WRITTEN TASK -
From the entries below, copy every line holding the word "that".

TASK MATERIAL -
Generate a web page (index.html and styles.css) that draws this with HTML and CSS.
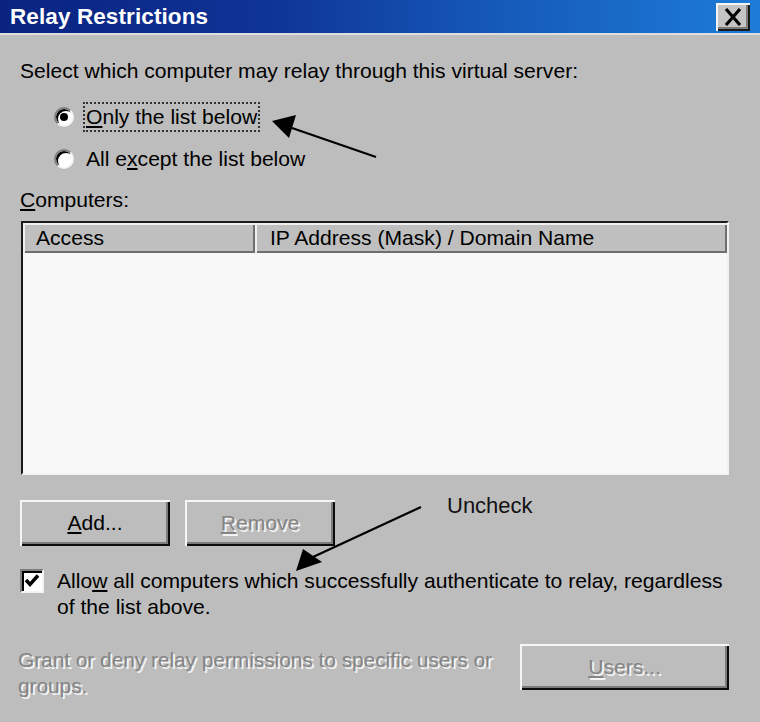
FILE: index.html
```html
<!DOCTYPE html>
<html>
<head>
<meta charset="utf-8">
<title>Relay Restrictions</title>
<link rel="stylesheet" href="styles.css">
</head>
<body>
<div class="window">
  <div class="titlebar">
    <span class="title">Relay Restrictions</span>
    <span class="close">
      <svg width="34" height="28" viewBox="0 0 34 28"><path d="M10 6 L24 22 M24 6 L10 22" stroke="#000" stroke-width="3.2" fill="none"/></svg>
    </span>
  </div>
  <div class="content">
    <p class="intro">Select which computer may relay through this virtual server:</p>
    <div class="radios">
      <div class="radio-row"><span class="radio checked"></span><span class="label focus"><u>O</u>nly the list below</span></div>
      <div class="radio-row"><span class="radio"></span><span class="label">All e<u>x</u>cept the list below</span></div>
    </div>
    <p class="caption"><u>C</u>omputers:</p>
    <div class="listbox">
      <div class="header">
        <div class="col col-access">Access</div>
        <div class="col col-ip">IP Address (Mask) / Domain Name</div>
      </div>
      <div class="list-body"></div>
    </div>
    <div class="buttons">
      <button class="btn btn-small"><u>A</u>dd...</button>
      <button class="btn btn-small disabled"><u>R</u>emove</button>
    </div>
    <div class="check-row">
      <span class="checkbox"><svg width="20" height="20" viewBox="0 0 20 20"><path d="M4 9 L8 13.5 L16 4.5" stroke="#000" stroke-width="3.4" fill="none"/></svg></span>
      <span class="check-label">Allo<u>w</u> all computers which successfully authenticate to relay, regardless<br>of the list above.</span>
    </div>
    <div class="users-row">
      <p class="disabled-text">Grant or deny relay permissions to specific users or<br>groups.</p>
      <button class="btn btn-users disabled"><u>U</u>sers...</button>
    </div>
  </div>
  <svg class="annot" width="760" height="722" viewBox="0 0 760 722">
    <line x1="292" y1="128" x2="376" y2="157" stroke="#000" stroke-width="2.2"/>
    <polygon points="272,121 296,115 289,138" fill="#000"/>
    <line x1="313" y1="557" x2="421" y2="507" stroke="#000" stroke-width="2.2"/>
    <polygon points="296,571 303,549 322,562" fill="#000"/>
  </svg>
  <span class="uncheck">Uncheck</span>
</div>
</body>
</html>
```

FILE: styles.css
```css
* { box-sizing: border-box; margin: 0; padding: 0; }
html, body { width: 760px; height: 722px; overflow: hidden; }
body {
  background: #bdbdbd;
  font-family: "Liberation Sans", Arial, sans-serif;
  font-size: 21.1px;
  color: #000;
}
u { text-decoration: underline; text-underline-offset: 2px; text-decoration-thickness: 2px; }

.window { position: relative; width: 760px; height: 722px; background: #bdbdbd; }

.titlebar {
  height: 35px;
  background: linear-gradient(90deg, #0a2380 0%, #0e3396 35%, #1559b8 65%, #1e7cd8 100%);
  border-bottom: 2px solid #dedede;
  display: flex;
  align-items: center;
  justify-content: space-between;
  padding: 0 10px;
}
.title {
  color: #fff;
  font-weight: bold;
  font-size: 22.5px;
  letter-spacing: 0.1px;
}
.close {
  width: 34px;
  height: 28px;
  background: #c4c4c4;
  box-shadow: inset 2px 2px 0 #f4f4f4, inset -2px -2px 0 #1a1a1a, inset -4px -4px 0 #7a7a7a;
  display: flex;
}

.content { padding: 0 31px 0 20px; }
.intro { margin-top: 23px; line-height: 26px; }

.radios { margin-top: 18px; display: flex; flex-direction: column; gap: 12px; }
.radio-row { height: 30px; display: flex; align-items: center; padding-left: 34px; gap: 9px; }
.radio {
  width: 20px; height: 20px; border-radius: 50%;
  background: #fff;
  border: 2px solid; border-color: #7e7e7e #f4f4f4 #f4f4f4 #7e7e7e;
  box-shadow: inset 2px 2px 0 #000;
  position: relative;
  flex: none;
}
.radio.checked::after {
  content: ""; position: absolute; left: 4px; top: 4px;
  width: 8px; height: 8px; border-radius: 50%; background: #000;
}
.label { height: 30px; line-height: 26px; padding: 0 1px; border: 2px dotted transparent; }
.label.focus { border-color: #333; }

.caption { margin-top: 13px; line-height: 26px; }

.listbox {
  margin-top: 8px;
  margin-left: 1px;
  height: 254px;
  border: 2px solid; border-color: #1a1a1a #f2f2f2 #f2f2f2 #1a1a1a;
  background: #f8f8f8;
  display: flex; flex-direction: column;
}
.header { height: 30px; display: flex; flex: none; }
.col {
  background: #bfbfbf;
  box-shadow: inset 2px 2px 0 #eeeeee, inset -2px -2px 0 #6e6e6e;
  line-height: 30px;
  padding-left: 13px;
}
.col-access { width: 232px; }
.col-ip { flex: 1; padding-left: 15px; }
.list-body { flex: 1; background: #f8f8f8; }

.buttons { margin-top: 25px; display: flex; gap: 15px; }
.btn {
  font: inherit;
  color: #000;
  background: #bdbdbd;
  border: none;
  height: 46px;
  box-shadow: inset 2px 2px 0 #f6f6f6, inset -2px -2px 0 #0c0c0c, inset -4px -4px 0 #7c7c7c;
  display: flex; align-items: center; justify-content: center;
  line-height: 26px;
}
.btn-small { width: 150px; }
.btn.disabled { color: #858585; text-shadow: 2px 2px 0 #f4f4f4; }

.check-row { margin-top: 22px; display: flex; align-items: flex-start; gap: 13px; }
.checkbox {
  width: 24px; height: 24px; flex: none; margin-top: 1px;
  background: #fff;
  border: 2px solid; border-color: #7e7e7e #f4f4f4 #f4f4f4 #7e7e7e;
  box-shadow: inset 2px 2px 0 #000;
  display: flex; align-items: center; justify-content: center;
}
.check-label { line-height: 26px; }

.users-row { margin-top: 24px; display: flex; justify-content: space-between; align-items: flex-start; }
.disabled-text {
  margin-left: -2px; padding-top: 3px; line-height: 26px;
  font-size: 20.8px;
  color: #858585; text-shadow: 2px 2px 0 #f4f4f4;
}
.btn-users { width: 209px; }

.annot { position: absolute; left: 0; top: 0; pointer-events: none; }
.uncheck {
  position: absolute; left: 447px; top: 493px;
  font-size: 22px; line-height: 26px; color: #111;
}
```
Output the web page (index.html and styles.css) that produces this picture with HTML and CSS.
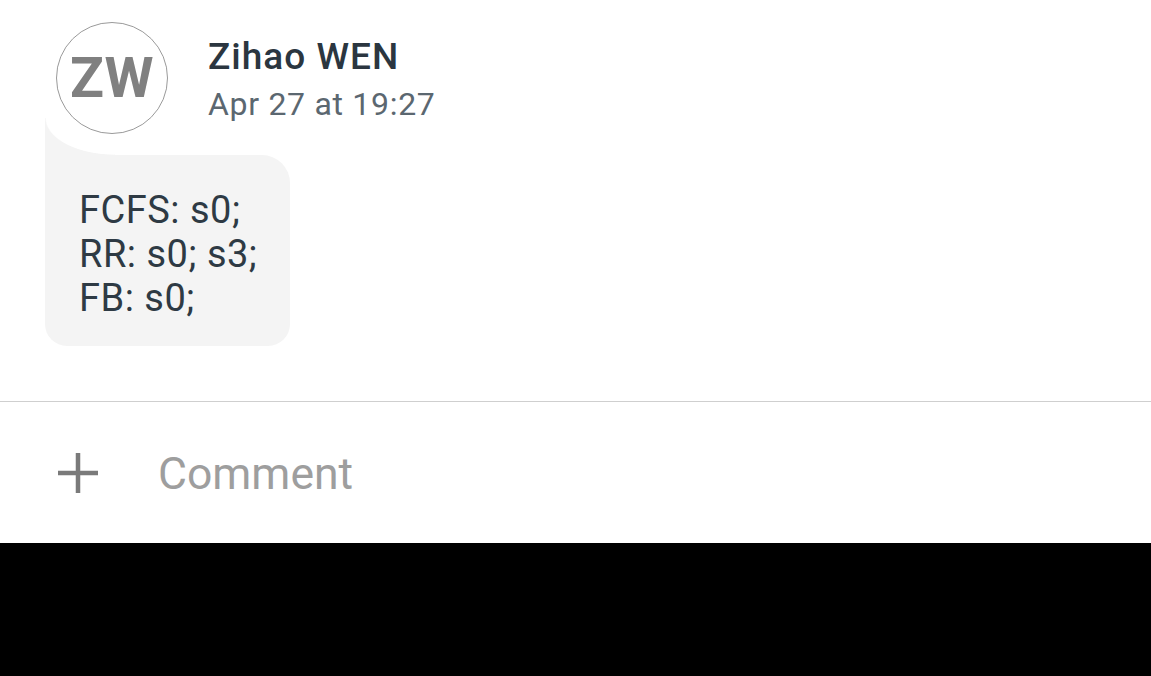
FILE: index.html
```html
<!DOCTYPE html>
<html>
<head>
<meta charset="utf-8">
<link rel="stylesheet" href="styles.css">
</head>
<body>
<div class="screen">
  <div class="post">
    <div class="header">
      <div class="avatar">ZW</div>
      <div class="meta">
        <div class="name">Zihao WEN</div>
        <div class="date">Apr 27 at 19:27</div>
      </div>
    </div>
    <div class="bubble">
      <div class="line">FCFS: s0;</div>
      <div class="line">RR: s0; s3;</div>
      <div class="line">FB: s0;</div>
    </div>
  </div>
  <div class="composer">
    <svg class="plus" width="40" height="40" viewBox="0 0 40 40"><path d="M20 0V40M0 20H40" stroke="#7a7a7a" stroke-width="4.5" fill="none"/></svg>
    <div class="placeholder">Comment</div>
  </div>
</div>
<div class="navbar"></div>
</body>
</html>
```

FILE: styles.css
```css
html, body {
  margin: 0;
  padding: 0;
  background: #000;
}
body {
  font-family: Roboto, "Noto Sans", sans-serif;
  width: 1151px;
  height: 676px;
  overflow: hidden;
}
.screen {
  background: #fff;
  height: 543px;
  display: flex;
  flex-direction: column;
}
.post {
  padding: 22px 45px 0;
  height: 402px;
  box-sizing: border-box;
  border-bottom: 1px solid #cfcfcf;
  flex: none;
}
.header {
  display: flex;
  align-items: flex-start;
  padding-left: 11px;
  gap: 40px;
}
.avatar {
  width: 110px;
  height: 110px;
  border: 1px solid #9a9a9a;
  border-radius: 50%;
  display: flex;
  align-items: center;
  justify-content: center;
  font-weight: 700;
  font-size: 56px;
  letter-spacing: 0.5px;
  color: #808080;
  background: #fff;
  flex: none;
}
.meta {
  padding-top: 14px;
}
.name {
  font-weight: 500;
  font-size: 37px;
  line-height: 42px;
  letter-spacing: 1px;
  color: #2b3640;
}
.date {
  font-size: 32px;
  line-height: 42px;
  letter-spacing: 0.7px;
  color: #5b6770;
  margin-top: 5px;
}
.bubble {
  position: relative;
  margin-top: 21px;
  width: 245px;
  box-sizing: border-box;
  background: #f4f4f4;
  border-radius: 0 28px 22px 22px;
  padding: 33px 10px 26px 34px;
  color: #2e3a44;
  font-size: 38px;
  line-height: 44px;
  letter-spacing: 0.5px;
}
.bubble::before {
  content: "";
  position: absolute;
  left: 0;
  top: -37px;
  width: 70px;
  height: 38px;
  background: radial-gradient(ellipse 70px 37px at 100% 0, transparent 98%, #f4f4f4 100%);
}
.composer {
  flex: 1;
  display: flex;
  align-items: center;
  padding-left: 58px;
  gap: 60px;
}
.plus {
  flex: none;
}
.placeholder {
  font-size: 44.5px;
  color: #9e9e9e;
  margin-top: 3px;
}
.navbar {
  height: 133px;
  background: #000;
}
```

EXERCISE OUTPUT -
Generate a web page (index.html and styles.css) that draws this with HTML and CSS.
Output the web page (index.html and styles.css) that produces this picture with HTML and CSS.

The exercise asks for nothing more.